There are plans for extremely large capacity expansions in the rail and port system of north central China, into which Baruun Naran coal will be transported.

Future coal transport routes – China’s northern power stations
Source: Barlow Jonker – unpublished report, 2006
 
Future coal transport routes – China’s northern coke stations
Source: Barlow Jonker – unpublished report, 2006

Future Competitiveness of Mongolian coal in China

Demand

There is huge existing coal demand in the northern China area for both thermal and metallurgical coal. The thermal market is anticipated to grow by over 100 Mt by 2010, and the metallurgical market nation-wide by about 80 Mt over the next 10 years (Barlow Jonker – unpublished report, 2006).

Current coals exported from Tavan Tolgoi and Nariin Sukhait are able to compete with Chinese coking coals both on price and quality.

Quality

Currently Mongolian exported coke blend coal is sold on a raw basis in China, with quality expected to improve once large mechanised operations are developed at the mines, and sophisticated coal handling and processing plants are utilised to lower product coal Ash.

On a quality basis, it is expected Baruun Naran’s coals will face little-to-no quality-based barriers in breaking into the Chinese market for coke blend coal. Quality results to date indicate the good potential of coke blend coals from Baruun Naran.

Price

It is expected that production costs for the shallow Baruun Naran coal resources will be in the lowest quartile of comparable coal mines globally. With low stripping ratios, expansive surrounds, and good infrastructure sites, the mine is expected to attain world’s best practice in all facets of mining and coal processing.

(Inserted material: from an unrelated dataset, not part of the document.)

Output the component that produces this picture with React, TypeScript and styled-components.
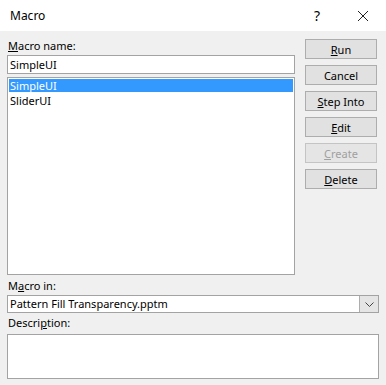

The low production costs will counter-balance the anticipated relatively high transport costs. With a 200 km trucking route to the border already established, sales shipments from BN will possibly be able to begin as early as 2008. Completion of the railway from Baotou to Baruun Naran will significantly lower the cost of delivered Baruun Naran coal to customers in northern China (e.g. Baotou Iron and Steel).